You must have all read the story of how, at the tender age
of five, having been egged on by a particularly vicious dog, I was forced to
take up the pen, the mightiest weapon known to man, in an endeavor to quell the
uprising of hoards of marauding canines. (Take that, and that, and that, and... ) I believe I was reasonably successful in thwarting their dark and evil design,
since all heads of states of all countries still remain essentially human.
Having thus achieved my end, I laid the pen to rest for a
fairly longish period, except for occasional tests and exams, when one had to
revert to using it to scrawl out trigonometry, Archimedes principle, structure
of atom and other such completely useless bits of knowledge in a really abysmal
handwriting. But deep inside me, an author lay trapped within layers of competitive
exams, corporate bullshit and such other forms of rat-race.
It was not until very recently that I decided to take up
writing again. This time aided by QWERTY boards, mightier than the pen. So in
between mails on explaining cash flows, setting targets, poking a friend on
face book, churning out idiotic presentations, playing scrabble and making elaborate
XL sheets, I started finding time to blog.
At first, the occasional slips into this aberration were
minimal and controllable– approximately 2.3 times each year, much like how
Dr.Jekyll could control the use of the stuff that could turn him into Mr. Hyde.
But this happy state of affairs was not to last. I left active corporate life
because of an autoimmune disorder. And
like a vicious beast, long shackled within the confines of a polished exterior,
the aspiring author in me was unleashed. My declaration, stating my intent of
spewing the stuff out once a week was received by all my hapless classmates and
FB friends with quaking hearts. The fact that every time I pinged someone or
chatted with someone, I would end the conversation asking them whether they
have read my blog was more than some of them could handle (I believe some of
them opted out of FB) . Even my unknown scrabble opponents would be surprised witless
in the middle of their bingos by me pasting my latest post on the chat box, making them completely
miss their seven letter words with the letters Q,U,A,K, I,N and G. When I started ending every phone call with
the question “have you read my blog?” my wife finally kicked my posterior viciously
and told me enough was enough.
But unknown to them, I was brewing up a far more sinister
and darker plan, that of writing a whole blooming book.

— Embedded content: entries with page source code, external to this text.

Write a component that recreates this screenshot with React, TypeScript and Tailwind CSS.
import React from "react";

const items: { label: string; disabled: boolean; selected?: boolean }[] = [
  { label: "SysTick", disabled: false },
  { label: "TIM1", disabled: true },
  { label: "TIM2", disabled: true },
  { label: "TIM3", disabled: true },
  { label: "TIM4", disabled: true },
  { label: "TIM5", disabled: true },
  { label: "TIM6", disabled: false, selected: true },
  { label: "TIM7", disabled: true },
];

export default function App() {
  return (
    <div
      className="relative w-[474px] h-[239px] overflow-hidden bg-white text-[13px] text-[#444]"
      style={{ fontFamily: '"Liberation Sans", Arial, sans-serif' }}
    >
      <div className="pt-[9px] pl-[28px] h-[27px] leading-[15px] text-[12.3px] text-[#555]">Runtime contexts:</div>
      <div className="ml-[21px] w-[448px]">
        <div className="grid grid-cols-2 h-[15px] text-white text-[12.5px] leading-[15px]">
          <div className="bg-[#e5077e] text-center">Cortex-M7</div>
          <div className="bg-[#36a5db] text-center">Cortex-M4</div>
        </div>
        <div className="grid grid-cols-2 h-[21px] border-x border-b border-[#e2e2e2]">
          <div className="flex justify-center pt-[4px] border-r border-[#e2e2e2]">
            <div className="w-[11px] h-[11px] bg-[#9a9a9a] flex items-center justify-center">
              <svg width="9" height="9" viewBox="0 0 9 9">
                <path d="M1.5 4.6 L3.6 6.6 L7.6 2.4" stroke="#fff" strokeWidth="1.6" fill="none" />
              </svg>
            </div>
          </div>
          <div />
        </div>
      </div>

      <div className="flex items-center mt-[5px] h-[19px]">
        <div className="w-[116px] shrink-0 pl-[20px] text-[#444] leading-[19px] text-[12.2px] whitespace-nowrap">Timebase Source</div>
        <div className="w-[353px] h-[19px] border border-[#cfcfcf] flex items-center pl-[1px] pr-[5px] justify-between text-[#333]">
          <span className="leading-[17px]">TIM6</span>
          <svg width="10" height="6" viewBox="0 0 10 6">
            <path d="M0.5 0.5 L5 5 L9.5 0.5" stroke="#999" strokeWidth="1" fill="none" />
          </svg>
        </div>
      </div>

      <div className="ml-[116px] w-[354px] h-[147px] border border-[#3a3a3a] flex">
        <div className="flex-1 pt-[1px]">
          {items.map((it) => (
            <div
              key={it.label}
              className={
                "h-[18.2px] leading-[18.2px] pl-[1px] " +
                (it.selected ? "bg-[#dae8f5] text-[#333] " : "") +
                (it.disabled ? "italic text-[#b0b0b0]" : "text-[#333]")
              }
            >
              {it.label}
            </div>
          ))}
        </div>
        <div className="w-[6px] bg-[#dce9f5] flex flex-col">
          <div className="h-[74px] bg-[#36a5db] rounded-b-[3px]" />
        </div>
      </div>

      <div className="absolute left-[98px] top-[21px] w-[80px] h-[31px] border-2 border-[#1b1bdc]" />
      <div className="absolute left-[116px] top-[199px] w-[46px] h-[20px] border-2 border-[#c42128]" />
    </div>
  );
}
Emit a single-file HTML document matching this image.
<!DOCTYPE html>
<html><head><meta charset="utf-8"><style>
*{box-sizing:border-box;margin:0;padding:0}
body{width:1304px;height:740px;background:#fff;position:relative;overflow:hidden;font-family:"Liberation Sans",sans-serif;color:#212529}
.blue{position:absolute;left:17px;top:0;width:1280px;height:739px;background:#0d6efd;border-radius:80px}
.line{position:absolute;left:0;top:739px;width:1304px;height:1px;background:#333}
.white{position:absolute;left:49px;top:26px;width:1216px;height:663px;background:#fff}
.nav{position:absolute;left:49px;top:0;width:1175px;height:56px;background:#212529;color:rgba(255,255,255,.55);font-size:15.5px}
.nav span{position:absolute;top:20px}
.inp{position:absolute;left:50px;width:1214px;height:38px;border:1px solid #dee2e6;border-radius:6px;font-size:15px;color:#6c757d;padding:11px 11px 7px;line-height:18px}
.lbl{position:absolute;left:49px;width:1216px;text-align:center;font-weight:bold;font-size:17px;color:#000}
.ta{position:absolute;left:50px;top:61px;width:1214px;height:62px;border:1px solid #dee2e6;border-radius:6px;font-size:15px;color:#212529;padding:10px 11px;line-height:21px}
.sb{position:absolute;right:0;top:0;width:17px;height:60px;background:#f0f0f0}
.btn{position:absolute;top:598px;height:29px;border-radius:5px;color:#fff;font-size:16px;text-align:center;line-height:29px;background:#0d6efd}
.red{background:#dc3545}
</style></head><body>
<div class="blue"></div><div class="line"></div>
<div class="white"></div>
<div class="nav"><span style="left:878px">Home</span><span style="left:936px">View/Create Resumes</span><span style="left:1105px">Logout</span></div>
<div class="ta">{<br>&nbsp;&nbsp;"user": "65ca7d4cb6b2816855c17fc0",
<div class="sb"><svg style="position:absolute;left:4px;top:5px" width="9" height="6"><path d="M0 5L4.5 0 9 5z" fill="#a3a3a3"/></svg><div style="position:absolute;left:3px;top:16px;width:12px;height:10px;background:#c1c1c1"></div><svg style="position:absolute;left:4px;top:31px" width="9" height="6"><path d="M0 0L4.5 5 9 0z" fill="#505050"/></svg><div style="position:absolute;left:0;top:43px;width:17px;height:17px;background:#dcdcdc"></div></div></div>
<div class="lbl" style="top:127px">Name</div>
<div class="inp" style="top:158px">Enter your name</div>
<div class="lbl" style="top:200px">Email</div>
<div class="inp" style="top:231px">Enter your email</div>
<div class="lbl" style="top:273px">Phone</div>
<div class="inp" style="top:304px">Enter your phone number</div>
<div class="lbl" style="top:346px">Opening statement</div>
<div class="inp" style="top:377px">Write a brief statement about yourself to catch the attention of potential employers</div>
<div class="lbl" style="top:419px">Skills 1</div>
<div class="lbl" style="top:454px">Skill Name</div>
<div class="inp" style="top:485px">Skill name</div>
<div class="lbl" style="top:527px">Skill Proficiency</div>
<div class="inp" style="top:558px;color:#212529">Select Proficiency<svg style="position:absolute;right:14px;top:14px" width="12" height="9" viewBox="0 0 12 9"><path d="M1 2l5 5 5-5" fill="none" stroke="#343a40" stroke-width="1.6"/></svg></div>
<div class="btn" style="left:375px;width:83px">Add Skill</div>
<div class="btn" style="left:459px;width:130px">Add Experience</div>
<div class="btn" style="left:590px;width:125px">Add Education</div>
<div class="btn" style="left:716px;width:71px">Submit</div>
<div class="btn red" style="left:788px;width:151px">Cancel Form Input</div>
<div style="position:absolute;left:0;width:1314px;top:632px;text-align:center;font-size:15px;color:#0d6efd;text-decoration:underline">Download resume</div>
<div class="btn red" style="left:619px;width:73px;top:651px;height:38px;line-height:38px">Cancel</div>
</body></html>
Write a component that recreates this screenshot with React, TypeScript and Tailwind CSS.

This happened when Jayu and I went for 3 months to Chicago.
The main purpose was for me to undergo a stem cell transplant. (The secondary
purpose was for me to see the Playboy building and the tertiary purpose was to
eat the original deep pan pizza.) So what does one do in between blood tests,
being poked by electrodes and bone marrow biopsies? Writing, of course. So I started off on my
first novel. I was quite focused on this
task and managed to churn out 2-3 pages a day. I was duly encouraged by dear
friends Sridhar, Vasudha, Manish and Radhika, poor unsuspecting souls who had
no idea just how close they were to becoming branded Frankenstein. I completed fifty pages, but was personally,
not happy with the way the plot was developing. It was altogether too serious. There
was no pep in it.
And then I went in for the actual treatment (17 days). My
body revolted at the chemo and refused any input outside of dry toast. But my
brain, pickled in the purest Old Monk rum and Bullet beer from the age of
16, must have found some kinship with the aforementioned chemo. It must have
been also quite impressed with the mix of rabbit juices and rat juices the
hospital was kind enough to provide intravenously. The fact that the hospital
was miles above any I have ever seen and the Doctor was incredibly good added
to the feeling of well being. And of course, it helped that the nurses,
handpicked to be the best of the best, also looked like angels. Buoyed by the
abovementioned happy circumstances, my brain finally came up with the sweet-spot.
It was ‘out with the serious’ and in with the ‘mad and whacky’. The idea for ‘Oops!’
was born.
Over the next 3 months, aided by the excellent dragon
software, I completed my first novel. Then started the difficult part of the
whole journey. That of getting an unsuspecting soul to read it. Three months down
the line, it remained a fruitless endeavor. Even my kids, even on the pain of
cancellation of all pizza rights, dug in their heels and resisted. Till finally
I found 3 persons (one cousin, one friend and one friend’s son) to actually
read the whole stuff.
But getting a publisher gullible enough to bite on the hook
was a whole different story and shall be recounted in a different blog. (How
else can I stick to my promise of once a week excitement?)
But in case you are sighing with relief, let me warn you. I
am no quitter. You, my poor fish, are going to be hit with the final product
come May. With your best interests at heart, let me give you some friendly
advice. Buy the damn thing and read it. Otherwise, the vicious Mr. Hyde in me
will find expression and I shall track you down to the ends of the earth and
make sure I pain you with a deluge of blogs.